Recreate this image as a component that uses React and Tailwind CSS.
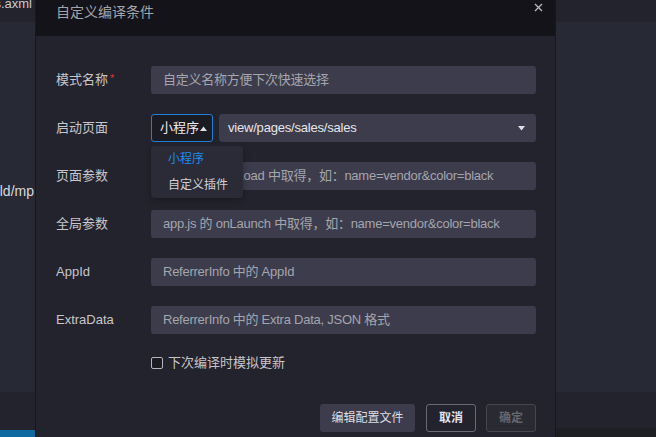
import React from "react";

const font = { fontFamily: '"Liberation Sans", "Noto Sans CJK SC", sans-serif' };

function Field({ label, required, children }) {
  return (
    <div className="flex items-center h-[28px]">
      <div className="w-[95px] text-[13px] text-[#c6c6cb] flex items-center">
        {label}
        {required && <span className="text-[#e0303a] ml-[2px] text-[11px] -mt-[4px]">*</span>}
      </div>
      <div className="flex-1 h-full">{children}</div>
    </div>
  );
}

function Input({ text }) {
  return (
    <div className="h-full w-full bg-[#3c3c4c] rounded-[3px] pl-[12px] flex items-center text-[13px] tracking-[-0.25px] text-[#a5a5ac] whitespace-nowrap overflow-hidden">
      {text}
    </div>
  );
}

export default function App() {
  return (
    <div className="w-[656px] h-[437px] overflow-hidden flex bg-[#22232c]" style={font}>
      {/* left background */}
      <div className="w-[35px] shrink-0 flex flex-col">
        <div className="h-[22px] bg-[#22232c] overflow-hidden flex justify-end">
          <div className="whitespace-nowrap text-[13px] text-[#c9c9cc] leading-[16px] -mt-[4px] pr-[3px]">pages/sales.axml</div>
        </div>
        <div className="h-[370px] bg-[#272a35] overflow-hidden flex flex-col">
          <div className="mt-[160px] flex justify-end overflow-hidden pr-[1px]">
            <div className="whitespace-nowrap text-[14px] text-[#d8d8dc] leading-[18px]">/build/mp</div>
          </div>
        </div>
        <div className="h-[38px] bg-[#22232c]" />
        <div className="flex-1 bg-[#0e6aa0]" />
      </div>

      {/* dialog */}
      <div className="w-[521px] shrink-0 bg-[#23232d] border-l border-r border-[#17171d] flex flex-col relative">
        <div className="h-[36px] bg-[#131319] flex items-start justify-between pl-[20px] pr-[12px]">
          <div className="text-[14px] leading-[20px] mt-[2px] text-[#a3a3aa]">自定义编译条件</div>
          <svg width="9" height="9" viewBox="0 0 9 9" className="mt-[3px]">
            <path d="M1 1 L8 8 M8 1 L1 8" stroke="#b9b9be" strokeWidth="1.3" />
          </svg>
        </div>

        <div className="flex flex-col pl-[20px] pr-[19px] pt-[30px] gap-[20px]">
          <Field label="模式名称" required>
            <Input text="自定义名称方便下次快速选择" />
          </Field>
          <Field label="启动页面">
            <div className="flex h-full gap-[6px] relative">
              <div className="w-[62px] h-full border border-[#1e80d8] rounded-[3px] bg-[#1b1b23] flex items-center pl-[8px] text-[13px] text-[#ececef]">
                小程序
                <svg width="7" height="5" viewBox="0 0 7 5" className="ml-[1px]">
                  <path d="M0 5 L3.5 0.5 L7 5 Z" fill="#e0e0e4" />
                </svg>
              </div>
              <div className="flex-1 h-full bg-[#3c3c4c] rounded-[3px] pl-[9px] pr-[11px] flex items-center justify-between text-[13px] tracking-[-0.2px] text-[#e6e6ea]">
                <span>view/pages/sales/sales</span>
                <svg width="7" height="5" viewBox="0 0 7 5">
                  <path d="M0 0 L7 0 L3.5 4.5 Z" fill="#e0e0e4" />
                </svg>
              </div>
              <div className="absolute left-0 top-[32px] w-[92px] h-[52px] bg-[#2b2b37] rounded-[4px] flex flex-col z-10 shadow-[0_2px_6px_rgba(0,0,0,0.3)]">
                <div className="h-[26px] flex items-center pl-[17px] text-[12px] text-[#1d8cf0]">小程序</div>
                <div className="h-[26px] flex items-center pl-[17px] text-[12px] text-[#d0d0d4]">自定义插件</div>
              </div>
            </div>
          </Field>
          <Field label="页面参数">
            <Input text="page.js 的 onLoad 中取得，如：name=vendor&color=black" />
          </Field>
          <Field label="全局参数">
            <Input text="app.js 的 onLaunch 中取得，如：name=vendor&color=black" />
          </Field>
          <Field label="AppId">
            <Input text="ReferrerInfo 中的 AppId" />
          </Field>
          <Field label="ExtraData">
            <Input text="ReferrerInfo 中的 Extra Data, JSON 格式" />
          </Field>
        </div>

        <div className="pl-[115px] mt-[19px] h-[20px] flex items-center">
          <div className="w-[12px] h-[12px] border border-[#b5b5ba] rounded-[2px] bg-[#1b1b22]" />
          <span className="ml-[5px] text-[13px] text-[#c6c6cb]">下次编译时模拟更新</span>
        </div>

        <div className="mt-[31px] flex justify-end pr-[19px] h-[28px]">
          <div className="w-[95px] h-full bg-[#3c3c4c] rounded-[3px] flex items-center justify-center text-[12px] text-[#dedee2]">编辑配置文件</div>
          <div className="ml-[11px] w-[50px] h-full border border-[#6a6a74] rounded-[3px] flex items-center justify-center text-[12px] font-semibold text-[#e4e4e8]">取消</div>
          <div className="ml-[10px] w-[50px] h-full border border-[#46464f] bg-[#2a2a33] rounded-[3px] flex items-center justify-center text-[12px] font-semibold text-[#66666e]">确定</div>
        </div>
      </div>

      {/* right background */}
      <div className="flex-1 flex flex-col">
        <div className="h-[22px] bg-[#22232c]" />
        <div className="h-[370px] bg-[#272a35]" />
        <div className="h-[36px] bg-[#22232c]" />
        <div className="flex-1 bg-[#1e1f22]" />
      </div>
    </div>
  );
}
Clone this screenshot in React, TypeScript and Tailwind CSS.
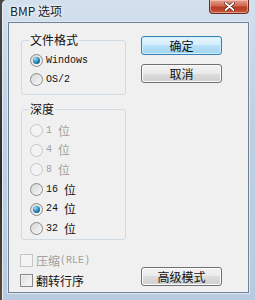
import React from 'react';

const CJK = 'font-["Noto_Sans_CJK_SC","Liberation_Sans",sans-serif]';
const MONO = 'font-["Liberation_Mono","Noto_Sans_CJK_SC",monospace]';

const Radio: React.FC<{ checked?: boolean; disabled?: boolean }> = ({ checked, disabled }) => (
  <span
    className={
      'w-[13px] h-[13px] rounded-full border flex items-center justify-center shrink-0 ' +
      (disabled
        ? 'border-[#c6c6c6] bg-[#f4f4f4]'
        : 'border-[#8b8b8b] bg-[linear-gradient(135deg,#d6d6d6,#f8f8f8)]')
    }
  >
    {checked && (
      <span className="w-[7px] h-[7px] rounded-full bg-[radial-gradient(circle_at_35%_30%,#9be3ff_0%,#2c8ec2_45%,#0d3f63_100%)]" />
    )}
  </span>
);

const Check: React.FC<{ disabled?: boolean }> = ({ disabled }) => (
  <span
    className={
      'w-[13px] h-[13px] border shrink-0 ' +
      (disabled
        ? 'border-[#c6c6c6] bg-[#f4f4f4]'
        : 'border-[#8b8b8b] bg-[linear-gradient(135deg,#dcdcdc,#fbfbfb)] shadow-[inset_0_0_0_1px_#f0f0f0]')
    }
  />
);

// digits in mono, CJK glyph in sans
const Label: React.FC<{ ascii?: string; cjk?: string; disabled?: boolean; order?: 'ac' | 'ca' }> = ({ ascii, cjk, disabled, order = 'ac' }) => {
  const a = ascii ? <span className={`${MONO} text-[10px]`}>{ascii}</span> : null;
  const c = cjk ? <span className={`${CJK} text-[12px]`}>{cjk}</span> : null;
  return (
    <span className={`flex items-center whitespace-pre leading-none ${disabled ? 'text-[#a0a0a0]' : 'text-[#111]'}`}>
      {order === 'ac' ? <>{a}{c}</> : <>{c}{a}</>}
    </span>
  );
};

const Button: React.FC<{ label: string; primary?: boolean; className?: string }> = ({ label, primary, className = '' }) => (
  <button
    className={
      `w-[81px] h-[19px] rounded-[3px] border flex items-center justify-center text-[12px] leading-none text-[#111] ${CJK} ` +
      (primary
        ? 'border-[#3c7fb1] bg-[linear-gradient(#e5f4fc_0%,#d4eefb_50%,#b9e2f8_50%,#a2d4f1_100%)] shadow-[inset_0_0_0_1px_#c9f0ff] '
        : 'border-[#707070] bg-[linear-gradient(#f2f2f2_0%,#ebebeb_50%,#dddddd_50%,#cfcfcf_100%)] shadow-[inset_0_0_0_1px_#fbfbfb] ') +
      className
    }
  >
    {label}
  </button>
);

export default function App() {
  return (
    <div className="w-[255px] h-[300px] overflow-hidden bg-[linear-gradient(#4a4a4a,#2a2a2a_60%,#5a4a3a)] pl-[2px]">
      <div className="w-[253px] h-full flex flex-col bg-[linear-gradient(#d3e0ee,#bfd0e3_40%,#b9cbe0)] rounded-tl-[5px] shadow-[inset_1px_0_0_#e8eef6]">
        {/* title bar */}
        <div className="h-[22px] flex items-start">
          <span className={`${CJK} text-[12px] leading-none text-[#1a1a1a] mt-[5px] ml-[8px] [text-shadow:0_0_6px_#ffffff,0_0_3px_#ffffff]`}>
            BMP 选项
          </span>
          <div className="ml-auto mr-[6px] w-[40px] h-[14px] rounded-b-[4px] border border-t-0 border-[#6b2a22] bg-[linear-gradient(#e6a08f,#d0674f_45%,#b83a22_55%,#c7563a)] shadow-[inset_0_0_0_1px_rgba(255,220,210,0.5)] flex items-center justify-center">
            <svg width="11" height="9" viewBox="0 0 11 9">
              <path d="M1.5 1 L9.5 8 M9.5 1 L1.5 8" stroke="#5a1a10" strokeWidth="3.2" strokeLinecap="round" />
              <path d="M1.5 1 L9.5 8 M9.5 1 L1.5 8" stroke="#ffffff" strokeWidth="1.8" strokeLinecap="round" />
            </svg>
          </div>
        </div>

        {/* client */}
        <div className="flex-1 flex px-[6px] pb-[7px]">
          <div className="flex-1 flex bg-[#f0f0f0] border border-[#6f8296] shadow-[0_0_0_1px_#dfe8f2] pl-[11px]">
            {/* left column */}
            <div className="w-[107px] flex flex-col pt-[10px]">
              <fieldset className="ml-[1px] w-[105px] border border-[#d0dae2] rounded-[3px] px-[8px] pt-[4px] pb-[5px]">
                <legend className={`${CJK} text-[12px] leading-[14px] ml-[-1px] px-[1px] text-[#111]`}>文件格式</legend>
                <div className="h-[19px] flex items-center gap-[3px]">
                  <Radio checked />
                  <Label ascii="Windows" />
                </div>
                <div className="h-[19px] flex items-center gap-[3px]">
                  <Radio />
                  <Label ascii="OS/2" />
                </div>
              </fieldset>

              <fieldset className="ml-[1px] mt-[7px] w-[105px] border border-[#d0dae2] rounded-[3px] px-[8px] pt-[5px] pb-0">
                <legend className={`${CJK} text-[12px] leading-[14px] ml-[-1px] px-[1px] text-[#111]`}>深度</legend>
                {[
                  { n: '1 ', d: true },
                  { n: '4 ', d: true },
                  { n: '8 ', d: true },
                  { n: '16 ', d: false },
                  { n: '24 ', d: false, c: true },
                  { n: '32 ', d: false },
                ].map((r, i) => (
                  <div key={i} className="h-[19.6px] flex items-center gap-[3px]">
                    <Radio checked={r.c} disabled={r.d} />
                    <Label ascii={r.n} cjk="位" disabled={r.d} />
                  </div>
                ))}
              </fieldset>

              <div className="mt-[11px] h-[20px] flex items-center gap-[3px]">
                <Check disabled />
                <Label cjk="压缩" ascii="(RLE)" order="ca" disabled />
              </div>
              <div className="h-[20px] flex items-center gap-[3px]">
                <Check />
                <Label cjk="翻转行序" />
              </div>
            </div>

            {/* right column */}
            <div className="ml-[14px] flex flex-col pt-[13px] pb-[6px]">
              <Button label="确定" primary />
              <Button label="取消" className="mt-[9px]" />
              <Button label="高级模式" className="mt-auto" />
            </div>
          </div>
        </div>
      </div>
    </div>
  );
}
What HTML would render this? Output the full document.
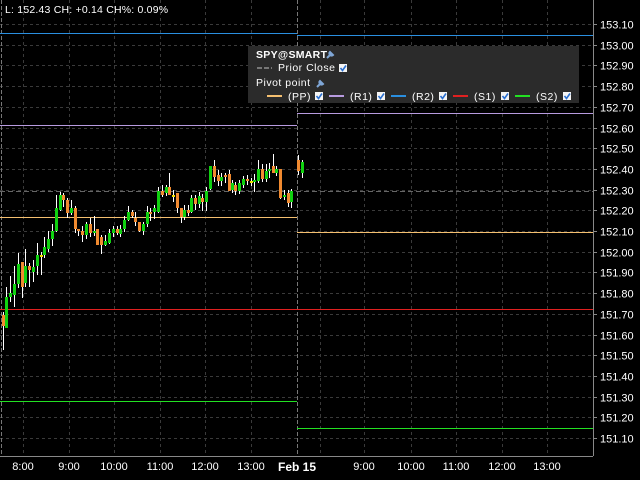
<!DOCTYPE html>
<html><head><meta charset="utf-8"><style>
html,body{margin:0;padding:0;background:#000;width:640px;height:480px;overflow:hidden}
svg{display:block}
text{font-family:"Liberation Sans",sans-serif;fill:#fff}
</style></head><body>
<svg id="s" width="640" height="480" xmlns="http://www.w3.org/2000/svg">
<rect width="640" height="480" fill="#000"/>
<g id="grid" stroke="#3a3a3a" stroke-width="1" stroke-dasharray="3,3"></g>
<line x1="1.5" y1="0" x2="1.5" y2="456" stroke="#777" stroke-dasharray="4,2"/>
<line x1="297.5" y1="0" x2="297.5" y2="456" stroke="#777" stroke-dasharray="4,2"/>
<line x1="0" y1="191.5" x2="593" y2="191.5" stroke="#666" stroke-dasharray="5,3"/>
<line x1="0" y1="33.5" x2="297" y2="33.5" stroke="#2a8fe0"/>
<line x1="297" y1="35.5" x2="593" y2="35.5" stroke="#2a8fe0"/>
<line x1="0" y1="125.5" x2="297" y2="125.5" stroke="#b89be0"/>
<line x1="297" y1="113.5" x2="593" y2="113.5" stroke="#b89be0"/>
<line x1="0" y1="217.5" x2="297" y2="217.5" stroke="#f5c070"/>
<line x1="297" y1="232.5" x2="593" y2="232.5" stroke="#f5c070"/>
<line x1="0" y1="309.5" x2="593" y2="309.5" stroke="#e02020"/>
<line x1="0" y1="401.5" x2="297" y2="401.5" stroke="#22e022"/>
<line x1="297" y1="428.5" x2="593" y2="428.5" stroke="#22e022"/>
<g id="c"></g>
<line x1="593.5" y1="0" x2="593.5" y2="456" stroke="#888"/>
<line x1="0" y1="456.5" x2="593" y2="456.5" stroke="#888"/>
<g id="ax" font-size="11"></g>
<text x="5" y="13" font-size="10.5" letter-spacing="0.2">L: 152.43 CH: +0.14 CH%: 0.09%</text>
<rect x="248" y="46" width="331" height="57" fill="#2b2b2b"/>
<text x="256" y="58" font-size="10.5" font-weight="bold" letter-spacing="0.3" fill="#fff">SPY@SMART</text>
<path d="M327 58 l4 -4 m-1 -2 a2 2 0 1 0 3 3 z" stroke="#7fa6d6" stroke-width="2" fill="#7fa6d6"/>
<line x1="257" y1="68" x2="272" y2="68" stroke="#777" stroke-width="2" stroke-dasharray="5,2"/>
<text x="278" y="71" font-size="10.5" letter-spacing="0.5">Prior Close</text>
<text x="256" y="86" font-size="10.5" letter-spacing="0.5">Pivot point</text>
<path d="M317 87 l4 -4 m-1 -2 a2 2 0 1 0 3 3 z" stroke="#7fa6d6" stroke-width="2" fill="#7fa6d6"/>
<g id="leg" font-size="10.5" letter-spacing="0.5"></g>
</svg>
<script>
var NS="http://www.w3.org/2000/svg";
function el(p,t,a){var e=document.createElementNS(NS,t);for(var k in a)e.setAttribute(k,a[k]);p.appendChild(e);return e;}
var g=document.getElementById('grid');
var prices=["153.10","153.00","152.90","152.80","152.70","152.60","152.50","152.40","152.30","152.20","152.10","152.00","151.90","151.80","151.70","151.60","151.50","151.40","151.30","151.20","151.10"];
var ax=document.getElementById('ax');
prices.forEach(function(p,i){var y=Math.round(24+i*20.7)+0.5;
 el(g,'line',{x1:0,y1:y,x2:593,y2:y});
 el(ax,'line',{x1:593,y1:y,x2:597,y2:y,stroke:'#888'});
 var t=el(ax,'text',{x:600,y:y+4});t.textContent=p;});
[[23,"8:00"],[69,"9:00"],[114,"10:00"],[160,"11:00"],[205,"12:00"],[251,"13:00"],[320,""],[364,"9:00"],[411,"10:00"],[456,"11:00"],[502,"12:00"],[547,"13:00"]].forEach(function(v){
 el(g,'line',{x1:v[0]+.5,y1:0,x2:v[0]+.5,y2:456});
 if(v[1]){var t=el(ax,'text',{x:v[0],y:470,'text-anchor':'middle'});t.textContent=v[1];}});
var fb=el(ax,'text',{x:297,y:471,'text-anchor':'middle','font-weight':'bold','font-size':'12'});fb.textContent="Feb 15";
var O='#f08a30',G='#10d010',Y='#f0e000';
var C=[[3,315,326,312,350,O],[6,297,328,287,328,G],[10,293,297,276,302,G],[14,284,295,266,307,G],[18,264,284,253,288,G],[22,262,287,262,298,O],[25,266,283,249,287,G],[29,266,270,263,287,O],[33,267,272,260,282,G],[37,255,266,243,275,G],[41,255,256,252,275,Y],[44,247,255,237,258,G],[48,239,249,231,252,G],[52,231,239,224,246,G],[56,208,231,195,232,G],[60,195,210,192,211,G],[63,195,200,193,207,O],[67,200,213,198,218,O],[71,208,213,200,215,G],[75,208,229,206,233,O],[78,229,231,229,236,O],[82,231,235,226,242,O],[86,224,235,222,239,G],[90,224,233,218,237,O],[94,231,233,216,236,G],[97,229,245,229,244,O],[101,237,245,235,254,O],[105,241,245,235,246,G],[109,233,243,229,244,G],[113,229,233,226,237,G],[117,229,233,226,235,O],[120,229,234,225,237,G],[124,220,229,216,232,G],[128,212,220,206,221,G],[132,212,216,210,218,O],[135,218,222,212,226,O],[139,222,231,222,232,O],[143,224,231,222,235,G],[147,212,224,206,227,G],[150,212,214,208,221,O],[154,208,212,205,219,G],[158,191,212,187,213,G],[162,191,195,185,197,O],[166,187,193,185,196,G],[169,187,195,173,195,O],[173,195,197,190,202,Y],[177,193,208,193,213,O],[181,208,217,208,223,O],[184,210,217,205,220,G],[188,210,213,205,216,O],[191,198,212,195,213,G],[195,198,204,195,210,O],[199,196,204,192,208,G],[202,198,202,194,211,O],[206,191,202,187,211,G],[210,166,189,166,190,G],[214,166,177,160,182,O],[218,175,181,170,186,O],[221,177,181,173,186,G],[225,175,177,173,183,O],[229,174,191,170,191,O],[232,183,190,180,193,G],[235,185,191,182,195,O],[239,183,191,180,194,G],[243,179,185,176,188,G],[247,179,181,175,185,O],[251,181,182,178,186,Y],[254,180,182,174,192,G],[258,169,181,160,183,G],[262,169,179,164,182,O],[266,171,179,164,182,G],[269,169,171,163,178,G],[273,166,173,154,173,O],[276,169,173,166,176,G],[280,169,198,169,199,O],[284,195,197,190,200,G],[288,193,203,190,207,O],[291,191,202,189,208,G],[298,160,171,155,175,O],[302,162,173,160,178,G]];
var c=document.getElementById('c');
C.forEach(function(v){el(c,'line',{x1:v[0]+.5,y1:v[3],x2:v[0]+.5,y2:v[4],stroke:'#fff'});
 el(c,'rect',{x:v[0]-1,y:v[1],width:3,height:Math.max(2,v[2]-v[1]),fill:v[5]});});
var leg=document.getElementById('leg');
function cb(x,y){el(leg,'rect',{x:x,y:y,width:8,height:8,fill:'#f4f4f4'});
 el(leg,'path',{d:'M'+(x+1.5)+' '+(y+4)+' l2 2.5 l3.5 -5',stroke:'#2a6fd0','stroke-width':1.6,fill:'none'});}
cb(339,64);
[[265,"#f5c070","(PP)"],[327,"#b89be0","(R1)"],[389,"#2a8fe0","(R2)"],[451,"#e02020","(S1)"],[513,"#22e022","(S2)"]].forEach(function(v){
 el(leg,'line',{x1:v[0]+2,y1:96,x2:v[0]+17,y2:96,stroke:v[1],'stroke-width':2});
 var t=el(leg,'text',{x:v[0]+23,y:100});t.textContent=v[2];
 cb(v[0]+50,92);});
</script>
</body></html>
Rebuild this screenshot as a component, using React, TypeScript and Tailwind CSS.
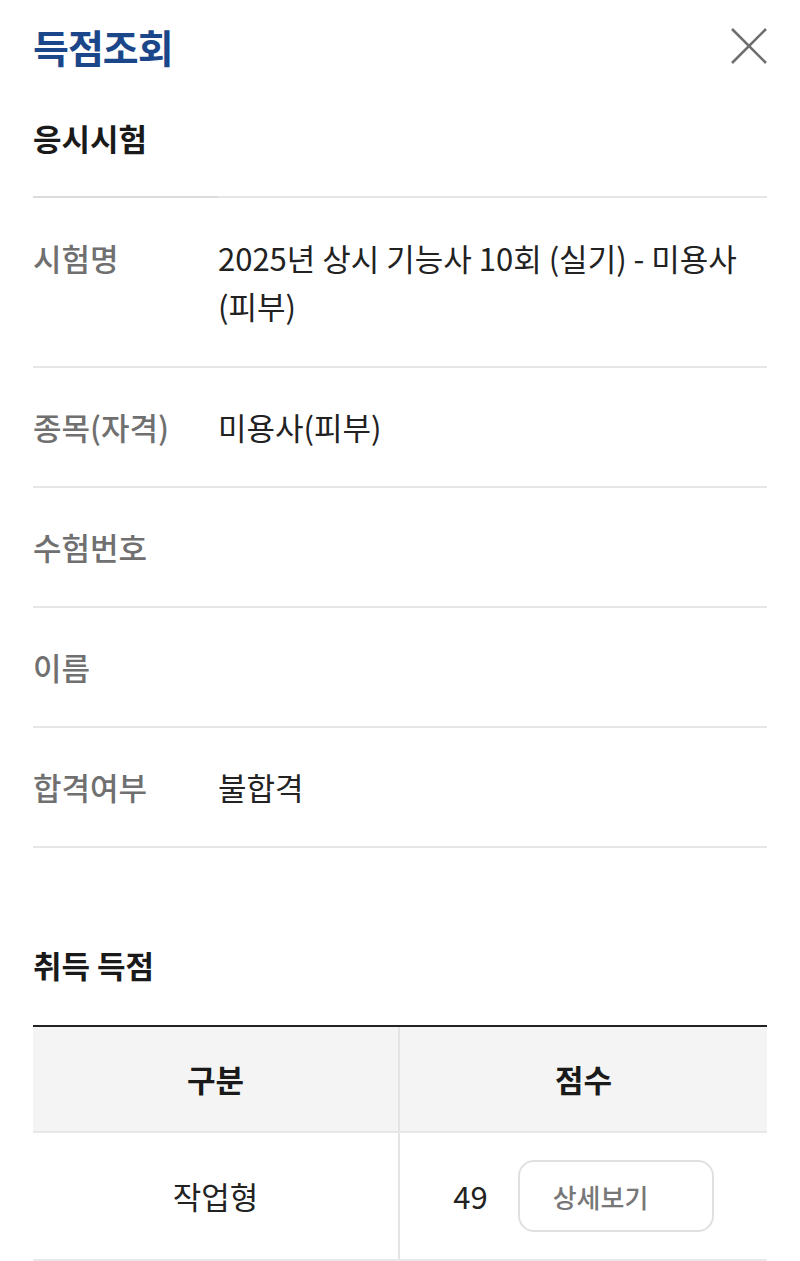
import React from "react";

const font = { fontFamily: '"Noto Sans CJK KR", "Noto Sans", sans-serif' };

function Row({ label, children, tall }: { label: string; children?: React.ReactNode; tall?: boolean }) {
  return (
    <div className={`flex border-b-2 border-[#e6e6e6] text-[31px] leading-[48px] ${tall ? "pt-[36px] pb-[36px]" : "py-[35px]"}`}>
      <div className="w-[185px] shrink-0 font-medium text-[#707070]">{label}</div>
      <div className="flex-1 text-[#222]">{children}</div>
    </div>
  );
}

export default function App() {
  return (
    <div className="min-h-[1261px] bg-white px-[33px]" style={font}>
      <div className="flex items-center justify-between pt-[22px]">
        <h1 className="text-[39px] font-bold leading-[48px] tracking-[-1px] text-[#1b478a]">득점조회</h1>
        <svg width="38" height="38" viewBox="0 0 38 38" className="mr-[-1px]">
          <path d="M2 2 L36 36 M36 2 L2 36" stroke="#6e6e6e" strokeWidth="2.6" fill="none" />
        </svg>
      </div>
      <h2 className="mt-[48px] text-[31px] font-bold leading-[40px] text-[#1a1a1a]">응시시험</h2>
      <div className="mt-[38px] flex">
        <div className="h-[2px] w-[185px] bg-[#dcdcdc]" />
        <div className="h-[2px] flex-1 bg-[#e6e6e6]" />
      </div>
      <Row label="시험명" tall>
        2025년 상시 기능사 10회 (실기) - 미용사
        <br />
        (피부)
      </Row>
      <Row label="종목(자격)">미용사(피부)</Row>
      <Row label="수험번호" />
      <Row label="이름" />
      <Row label="합격여부">불합격</Row>

      <h2 className="mt-[97px] text-[31px] font-bold leading-[40px] text-[#1a1a1a]">취득 득점</h2>
      <div className="mt-[40px] border-t-2 border-[#222]">
        <div className="grid grid-cols-[367px_1fr] bg-[#f4f4f4] border-b-2 border-[#e8e8e8]">
          <div className="flex h-[104px] items-center justify-center border-r-2 border-[#e4e4e4] text-[31px] font-bold text-[#1a1a1a]">구분</div>
          <div className="flex h-[104px] items-center justify-center text-[31px] font-bold text-[#1a1a1a]">점수</div>
        </div>
        <div className="grid grid-cols-[367px_1fr] border-b-2 border-[#e8e8e8]">
          <div className="flex h-[126px] items-center justify-center border-r-2 border-[#e4e4e4] text-[31px] text-[#222]">작업형</div>
          <div className="flex h-[126px] items-center justify-center gap-[30px]">
            <span className="text-[31px] text-[#222]">49</span>
            <button className="flex h-[72px] w-[196px] items-center justify-start rounded-[16px] border-2 border-[#e0e0e0] bg-white pl-[33px] text-[26px] font-medium text-[#777]">상세보기</button>
          </div>
        </div>
      </div>
    </div>
  );
}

##############################

* **STATED TASK**:
Copy all lines from the material that hold "screenshot".

* **EXPECTED OUTPUT**:
Clone this screenshot in React, TypeScript and Tailwind CSS.
Rebuild this screenshot as a component, using React, TypeScript and Tailwind CSS.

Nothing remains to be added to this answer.